#### GIVEN MATERIAL ####
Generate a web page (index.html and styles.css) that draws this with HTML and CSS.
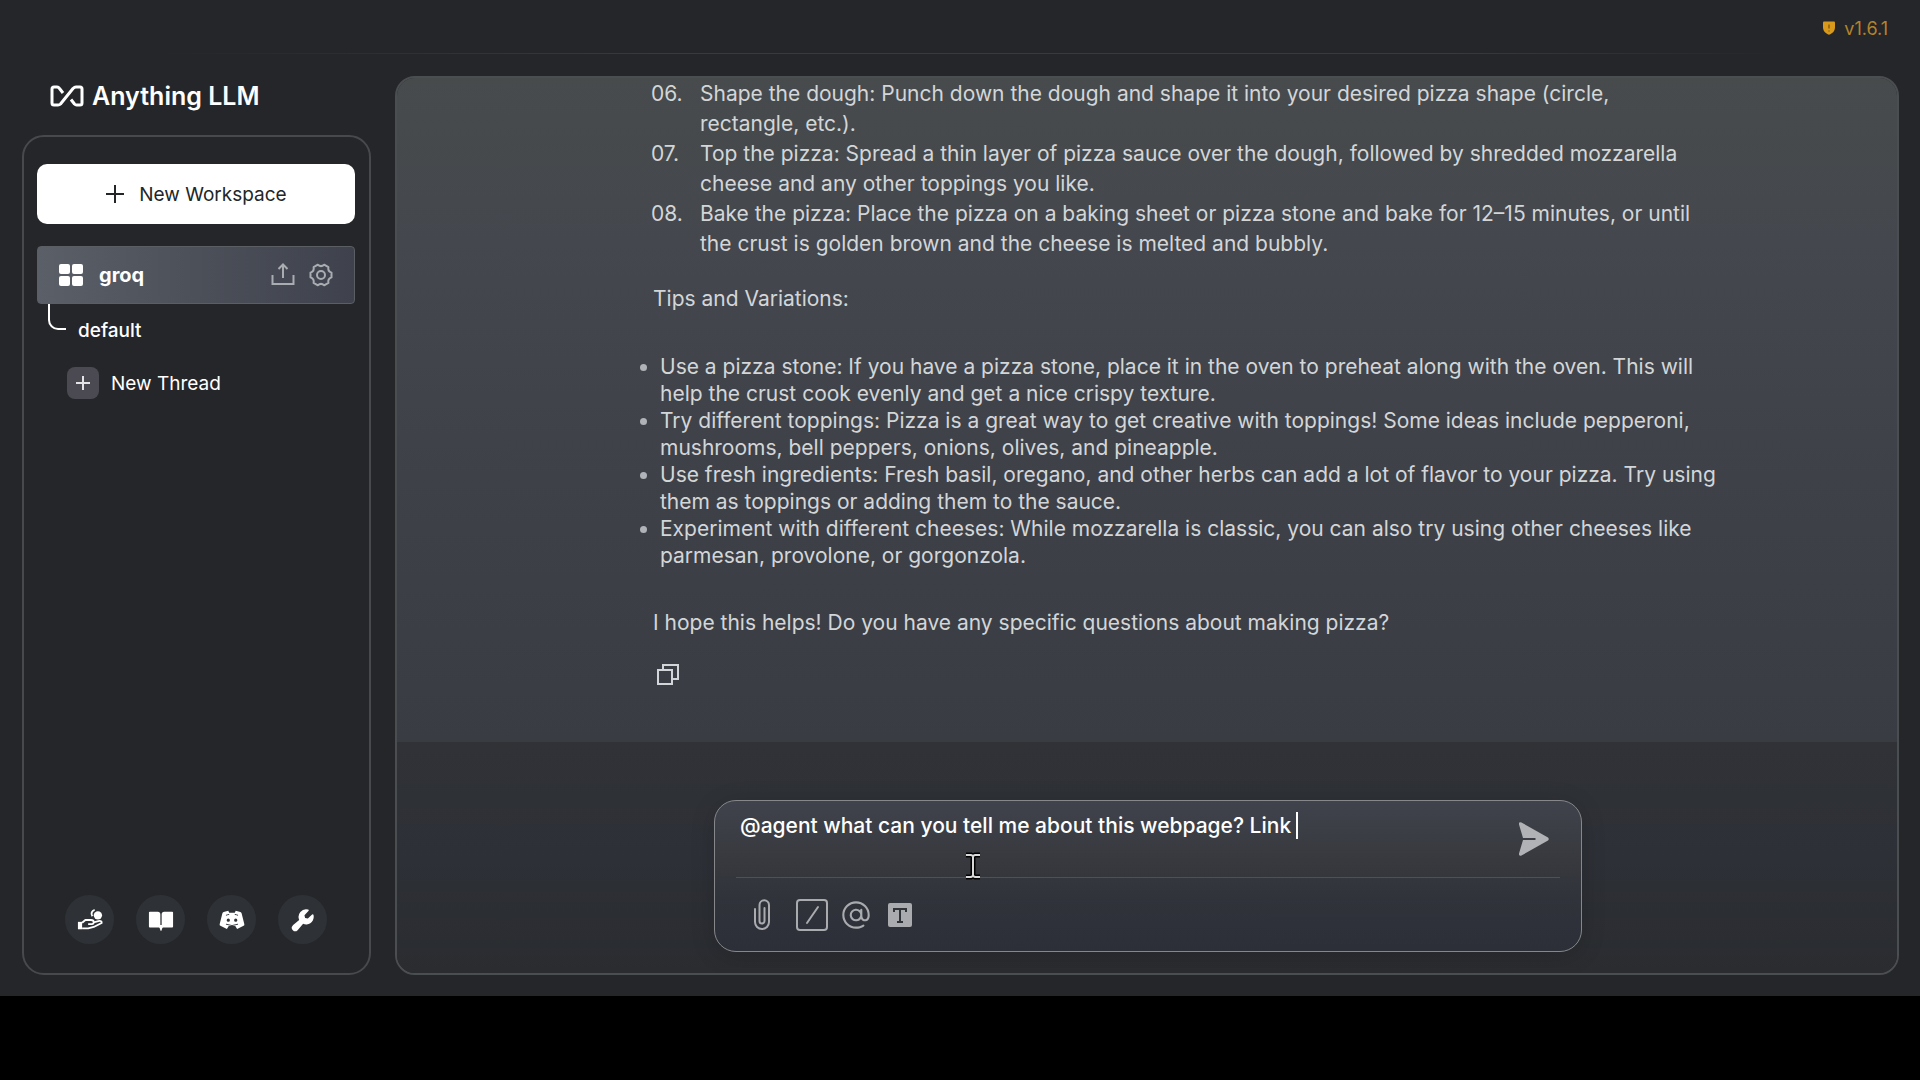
FILE: index.html
```html
<!DOCTYPE html>
<html lang="en">

<head>
    <meta charset="UTF-8">
    <meta name="viewport" content="width=device-width, initial-scale=1.0">
    <title>AnythingLLM</title>
    <link rel="stylesheet" href="styles.css">
</head>

<body>
    <div class="app">
        <header class="topbar">
            <a class="version" href="#">
                <svg class="version-icon" viewBox="0 0 14 14">
                    <path d="M1 1.500Q1 .5 2 .5H12Q13 .5 13 1.500V6C13 10 10.500 12.500 7 13.700C3.500 12.500 1 10 1 6Z" fill="#d99a1c" />
                    <path d="M7 3.500V7.500M7 9.500V10.500" stroke="#8a5c10" stroke-width="1.500" />
                </svg>
                v1.6.1
            </a>
        </header>

        <div class="layout">
            <aside class="sidebar">
                <a class="logo" href="#">
                    <svg class="logo-icon" viewBox="0 0 34 22" fill="none" stroke="#fff" stroke-width="3" stroke-linejoin="round">
                        <path d="M13 8L9.500 3.500Q8.500 2 7 2H4Q2 2 2 4V18Q2 20 4 20H8Q9.500 20 10.500 19L23 3.500Q24.500 2 26 2H30Q32 2 32 4V18Q32 20 30 20H26.500Q25.500 20 24.500 19L21 14.500" />
                    </svg>
                    Anything LLM
                </a>

                <div class="sidebar-panel">
                    <button class="new-workspace" type="button">
                        <svg class="icon-20" viewBox="0 0 20 20" stroke="#222628" stroke-width="2">
                            <path d="M10 1V19M1 10H19" />
                        </svg>
                        New Workspace
                    </button>

                    <div class="workspace">
                        <a class="workspace-name" href="#">
                            <svg class="icon-24" viewBox="0 0 24 24" fill="#fff">
                                <rect x="0" y="1" width="11" height="10" rx="2" />
                                <rect x="13" y="1" width="11" height="10" rx="2" />
                                <rect x="0" y="13" width="11" height="10" rx="2" />
                                <rect x="13" y="13" width="11" height="10" rx="2" />
                            </svg>
                            groq
                        </a>
                        <button class="icon-button" type="button" aria-label="Upload">
                            <svg class="icon-24" viewBox="0 0 24 24" fill="none" stroke="#a9acb1" stroke-width="2">
                                <path d="M1.500 12V21H22.500V12M12 15V2M7.500 6L12 1.500L16.500 6" />
                            </svg>
                        </button>
                        <button class="icon-button" type="button" aria-label="Settings">
                            <svg class="icon-24" viewBox="-12 -12 24 24" fill="none" stroke="#a9acb1" stroke-width="2" stroke-linejoin="round">
                                <path d="M10.500 2.400Q6.500 3.800 7.400 7.900L3.150 10.300Q0 7.500 -3.150 10.300L-7.400 7.900Q-6.500 3.800 -10.500 2.400V-2.400Q-6.500 -3.800 -7.400 -7.900L-3.150 -10.300Q0 -7.500 3.150 -10.300L7.400 -7.900Q6.500 -3.800 10.500 -2.400Z" />
                                <circle r="4" />
                            </svg>
                        </button>
                    </div>

                    <a class="thread" href="#">
                        <span class="thread-line"></span>
                        default
                    </a>
                    <button class="new-thread" type="button">
                        <span class="new-thread-icon">
                            <svg viewBox="0 0 16 16" stroke="#e4e4e6" stroke-width="2">
                                <path d="M8 1V15M1 8H15" />
                            </svg>
                        </span>
                        New Thread
                    </button>

                    <nav class="sidebar-footer">
                        <a class="round-link" href="#" aria-label="Support">
                            <svg viewBox="0 0 28 24">
                                <circle cx="22.500" cy="7" r="4.500" fill="#fff" />
                                <path d="M19 1A4.500 4.500 0 0 0 16.500 8" fill="none" stroke="#fff" stroke-width="2" />
                                <path d="M1 14H5.500V22H1Z" fill="#fff" />
                                <path d="M5.500 15L9 12H15Q18 12 18 14.500L24 13Q27 12.800 26.500 15.200L18 19.500L12 21H5.500M12 16.500H16Q18 16.500 18 14.500" fill="none" stroke="#fff" stroke-width="2" stroke-linejoin="round" />
                            </svg>
                        </a>
                        <a class="round-link" href="#" aria-label="Docs">
                            <svg viewBox="0 0 28 24" fill="#fff">
                                <path d="M2 3H10.500Q13.300 3 13.300 6V17.500H14.700V6Q14.700 3 17.500 3H26Q27 3 27 4V19Q27 20 26 20H16Q15.200 20.500 14.500 23.500H13.500Q12.800 20.500 12 20H2Q1 20 1 19V4Q1 3 2 3Z" />
                            </svg>
                        </a>
                        <a class="round-link" href="#" aria-label="Discord">
                            <svg viewBox="0 0 28 24" fill="#fff">
                                <path fill-rule="evenodd" d="M10 2L11 4.200H17L18 2L23 3.500Q24 4 24.400 5L27.300 16.500Q27.500 17.700 26.500 18.300L19.500 21.800L17.500 18.500H10.500L8.500 21.800L1.500 18.300Q.5 17.700 .7 16.500L3.600 5Q4 4 5 3.500ZM10 10.500A1.700 1.700 0 1 0 10 14A1.700 1.700 0 1 0 10 10.500ZM18 10.500A1.700 1.700 0 1 0 18 14A1.700 1.700 0 1 0 18 10.500Z" />
                                <path d="M7.500 7Q9 6.200 11 6M20.500 7Q19 6.200 17 6M7.500 16.500Q14 19.500 20.500 16.500" stroke="#2e3236" stroke-width="1" fill="none" />
                            </svg>
                        </a>
                        <a class="round-link" href="#" aria-label="Settings">
                            <svg viewBox="16 12 228 228" fill="#fff">
                                <path d="M232,96a72,72,0,0,1-100.940,66L79,222.220c-.12.14-.26.29-.39.42a32,32,0,0,1-45.260-45.260c.14-.13.28-.27.43-.39L94,124.940a72.070,72.070,0,0,1,83.540-98.780,8,8,0,0,1,3.930,13.190L144,80l5.660,26.350L176,112l40.650-37.520a8,8,0,0,1,13.190,3.930A72.600,72.600,0,0,1,232,96Z" />
                            </svg>
                        </a>
                    </nav>
                </div>
            </aside>

            <main class="chat">
                <div class="history">
                    <div class="message">
                        <ol class="steps">
                            <li><span class="step-number">06.</span><span>Shape the dough: Punch down the dough and shape it into your desired pizza shape (circle,<br>rectangle, etc.).</span></li>
                            <li><span class="step-number">07.</span><span>Top the pizza: Spread a thin layer of pizza sauce over the dough, followed by shredded mozzarella<br>cheese and any other toppings you like.</span></li>
                            <li><span class="step-number">08.</span><span>Bake the pizza: Place the pizza on a baking sheet or pizza stone and bake for 12–15 minutes, or until<br>the crust is golden brown and the cheese is melted and bubbly.</span></li>
                        </ol>
                        <p>Tips and Variations:</p>
                        <ul class="tips">
                            <li>Use a pizza stone: If you have a pizza stone, place it in the oven to preheat along with the oven. This will<br>help the crust cook evenly and get a nice crispy texture.</li>
                            <li>Try different toppings: Pizza is a great way to get creative with toppings! Some ideas include pepperoni,<br>mushrooms, bell peppers, onions, olives, and pineapple.</li>
                            <li>Use fresh ingredients: Fresh basil, oregano, and other herbs can add a lot of flavor to your pizza. Try using<br>them as toppings or adding them to the sauce.</li>
                            <li>Experiment with different cheeses: While mozzarella is classic, you can also try using other cheeses like<br>parmesan, provolone, or gorgonzola.</li>
                        </ul>
                        <p>I hope this helps! Do you have any specific questions about making pizza?</p>
                        <button class="copy" type="button" aria-label="Copy">
                            <svg viewBox="0 0 22 22" fill="none" stroke="#d3d6d8" stroke-width="2">
                                <path d="M1 6H15V20H1ZM6 6V1H21V15H15" />
                            </svg>
                        </button>
                    </div>
                </div>

                <div class="prompt-area">
                    <form class="prompt">
                        <div class="prompt-row">
                            <textarea class="prompt-input" rows="1" aria-label="Message">@agent what can you tell me about this webpage? Link</textarea>
                            <span class="caret"></span>
                            <svg class="pointer" viewBox="0 0 18 28" fill="none">
                                <path d="M2 3H7L9 4L11 3H16M9 4V24M2 25H7L9 24L11 25H16" stroke="#000" stroke-width="5" />
                                <path d="M2 3H7L9 4L11 3H16M9 4V24M2 25H7L9 24L11 25H16" stroke="#d8d8d8" stroke-width="2" />
                            </svg>
                            <button class="send" type="submit" aria-label="Send">
                                <svg viewBox="0 0 32 36" fill="#b0b2b5">
                                    <path d="M5 17H17.500V19H5L1 32.500Q.5 35.500 3.500 34.500L30 19.500Q31.500 18 30 16.500L3.500 1.500Q.5 .5 1 3.500Z" />
                                </svg>
                            </button>
                        </div>
                        <div class="prompt-tools">
                            <button class="tool" type="button" aria-label="Attach file">
                                <svg class="clip" viewBox="0 0 16 32" fill="none" stroke="#a9abae" stroke-width="2" stroke-linecap="round">
                                    <path d="M1 10V23A7 7 0 0 0 15 23V6A4.500 4.500 0 0 0 5.500 6V22A2.500 2.500 0 0 0 10.500 22V9" />
                                </svg>
                            </button>
                            <button class="tool" type="button" aria-label="Commands">
                                <svg class="slash" viewBox="0 0 32 32" fill="none" stroke="#a9abae" stroke-width="2">
                                    <rect x="1" y="1" width="30" height="30" rx="3" />
                                    <path d="M11 24L22 8" stroke-linecap="round" />
                                </svg>
                            </button>
                            <button class="tool" type="button" aria-label="Agents">
                                <svg class="at" viewBox="22 22 212 212" fill="#a9abae">
                                    <path d="M128,24a104,104,0,0,0,0,208c21.510,0,44.100-6.480,60.430-17.330a8,8,0,0,0-8.870-13.330C166,210.380,146.210,216,128,216a88,88,0,1,1,88-88c0,26.450-10.880,32-20,32s-20-5.550-20-32V88a8,8,0,0,0-16,0v4.260a48,48,0,1,0,5.930,65.100c6,12,16.350,18.640,30.070,18.640,22.540,0,36-17.940,36-48A104.110,104.110,0,0,0,128,24Zm0,136a32,32,0,1,1,32-32A32,32,0,0,1,128,160Z" />
                                </svg>
                            </button>
                            <button class="tool" type="button" aria-label="Text size">
                                <svg class="text-size" viewBox="0 0 24 24">
                                    <rect width="24" height="24" rx="2" fill="#a9abae" />
                                    <path d="M6 9V6H18V9M12 6V19M9 19H15" fill="none" stroke="#303338" stroke-width="2" />
                                </svg>
                            </button>
                        </div>
                    </form>
                </div>
            </main>
        </div>
    </div>
</body>

</html>
```
FILE: styles.css
```css
* {
    box-sizing: border-box;
}

body {
    margin: 0;
    min-height: 100vh;
    background: #000;
    color: #fff;
    font-family: Inter, "Liberation Sans", sans-serif;
    font-size: 20px;
}

a {
    color: inherit;
    text-decoration: none;
}

button {
    border: none;
    padding: 0;
    background: none;
    color: inherit;
    font: inherit;
}

svg {
    display: block;
}

.app {
    display: flex;
    flex-direction: column;
    height: calc(100vh - 84px);
    background: #25262a;
}

/* top bar */
.topbar {
    display: flex;
    justify-content: flex-end;
    height: 54px;
    padding: 16px 32px 0;
    background: linear-gradient(90deg, transparent 8%, #393a3d 35%, #393a3d 75%, transparent 93%) bottom / 100% 1px no-repeat;
}

.version {
    display: flex;
    align-items: center;
    gap: 8px;
    height: 24px;
    color: #b3842a;
    font-size: 18px;
}

.version-icon {
    width: 14px;
    height: 14px;
}

.layout {
    display: flex;
    flex: 1;
    gap: 24px;
    min-height: 0;
    padding: 22px 21px 21px 22px;
}

/* sidebar */
.sidebar {
    display: flex;
    flex-direction: column;
    flex: 0 0 349px;
}

.logo {
    display: flex;
    align-items: center;
    gap: 8px;
    height: 40px;
    margin-bottom: 19px;
    padding-left: 28px;
    font-size: 25px;
    font-weight: 600;
}

.logo-icon {
    width: 34px;
    height: 22px;
}

.sidebar-panel {
    display: flex;
    flex-direction: column;
    flex: 1;
    padding: 27px 14px 29px 13px;
    border: 2px solid #47494c;
    border-radius: 22px;
}

.icon-20 {
    width: 20px;
    height: 20px;
}

.icon-24 {
    width: 24px;
    height: 24px;
}

.new-workspace {
    display: flex;
    align-items: center;
    justify-content: center;
    gap: 14px;
    height: 60px;
    border-radius: 10px;
    background: #fff;
    color: #222628;
    font-size: 19px;
}

.workspace {
    display: flex;
    align-items: center;
    gap: 14px;
    height: 58px;
    margin-top: 22px;
    padding: 0 21px;
    border: 1px solid #5b5e63;
    border-radius: 4px;
    background: linear-gradient(90deg, #5a5f68, #4c5059 50%, #3f424d);
}

.workspace-name {
    display: flex;
    align-items: center;
    flex: 1;
    gap: 16px;
    font-weight: 700;
}

.thread {
    display: flex;
    align-items: center;
    gap: 12px;
    height: 52px;
    padding-left: 11px;
    font-size: 19px;
    font-weight: 500;
}

.thread-line {
    width: 18px;
    height: 26px;
    align-self: flex-start;
    border-bottom: 2px solid #fff;
    border-left: 2px solid #fff;
    border-bottom-left-radius: 10px;
}

.new-thread {
    display: flex;
    align-items: center;
    gap: 12px;
    height: 54px;
    padding-left: 30px;
    font-size: 19px;
}

.new-thread-icon {
    display: flex;
    align-items: center;
    justify-content: center;
    width: 32px;
    height: 32px;
    border-radius: 8px;
    background: #4b4a52;
}

.new-thread-icon svg {
    width: 16px;
    height: 16px;
}

.sidebar-footer {
    display: flex;
    justify-content: center;
    gap: 22px;
    margin-top: auto;
}

.round-link {
    display: flex;
    align-items: center;
    justify-content: center;
    width: 49px;
    height: 49px;
    border-radius: 50%;
    background: #2e3236;
}

.round-link svg {
    width: 26px;
    height: 24px;
}

/* chat */
.chat {
    display: flex;
    flex-direction: column;
    flex: 1;
    min-width: 0;
    border: 2px solid #4b4e51;
    border-radius: 20px;
    overflow: hidden;
}

.history {
    flex: 1;
    min-height: 0;
    padding: 1px 0 0 254px;
    background: linear-gradient(#484b4c, #44474d 25%, #3f4148 60%, #3a3c44);
    overflow: hidden;
    color: #d3d6d8;
    font-size: 21px;
}

.message p {
    margin: 0;
    padding-left: 2px;
    line-height: 28px;
}

.steps {
    margin: 0 0 26px;
    padding: 0;
    line-height: 30px;
    list-style: none;
}

.steps li {
    display: flex;
}

.step-number {
    flex: 0 0 49px;
}

.tips {
    margin: 40px 0;
    padding-left: 9px;
    line-height: 27px;
}

.tips li::marker {
    color: #b0b3b8;
}

.copy {
    margin: 27px 0 0 6px;
}

.copy svg {
    width: 22px;
    height: 22px;
}

.prompt-area {
    display: flex;
    justify-content: center;
    padding: 58px 22px 21px 24px;
    background: linear-gradient(#303236, #2d3036 50%, #2a2c30);
}

.prompt {
    flex: 0 1 868px;
    padding: 0 21px;
    border: 1px solid #85878b;
    border-radius: 22px;
    background: linear-gradient(#40434c, #37393e 40%, #30333a 65%, #2c2f38);
    box-shadow: 0 4px 24px rgba(0, 0, 0, 0.15);
}

.prompt-row {
    position: relative;
    display: flex;
    align-items: flex-start;
    justify-content: space-between;
    height: 77px;
    padding: 9px 10px 0 4px;
    border-bottom: 1px solid #4e5155;
}

.prompt-input {
    flex: 1;
    height: 32px;
    padding: 0;
    border: none;
    outline: none;
    background: none;
    color: #fff;
    font: inherit;
    font-size: 21px;
    font-weight: 500;
    line-height: 32px;
    resize: none;
    overflow: hidden;
}

.caret {
    position: absolute;
    top: 11px;
    left: 560px;
    width: 2px;
    height: 27px;
    background: #fff;
}

.pointer {
    position: absolute;
    top: 51px;
    left: 228px;
    width: 18px;
    height: 28px;
}

.send {
    padding-top: 11px;
}

.send svg {
    width: 32px;
    height: 36px;
}

.prompt-tools {
    display: flex;
    align-items: center;
    gap: 14px;
    height: 73px;
    padding: 0 18px;
}

.clip {
    width: 16px;
    height: 32px;
    margin-right: 12px;
}

.slash {
    width: 32px;
    height: 32px;
}

.at {
    width: 28px;
    height: 28px;
}

.text-size {
    width: 24px;
    height: 24px;
    margin-left: 4px;
}
```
####
TASK REQUIREMENTS: Filter for "styles". Return all lines that hold it.

THE RESPONSE:
Generate a web page (index.html and styles.css) that draws this with HTML and CSS.
    <link rel="stylesheet" href="styles.css">
FILE: styles.css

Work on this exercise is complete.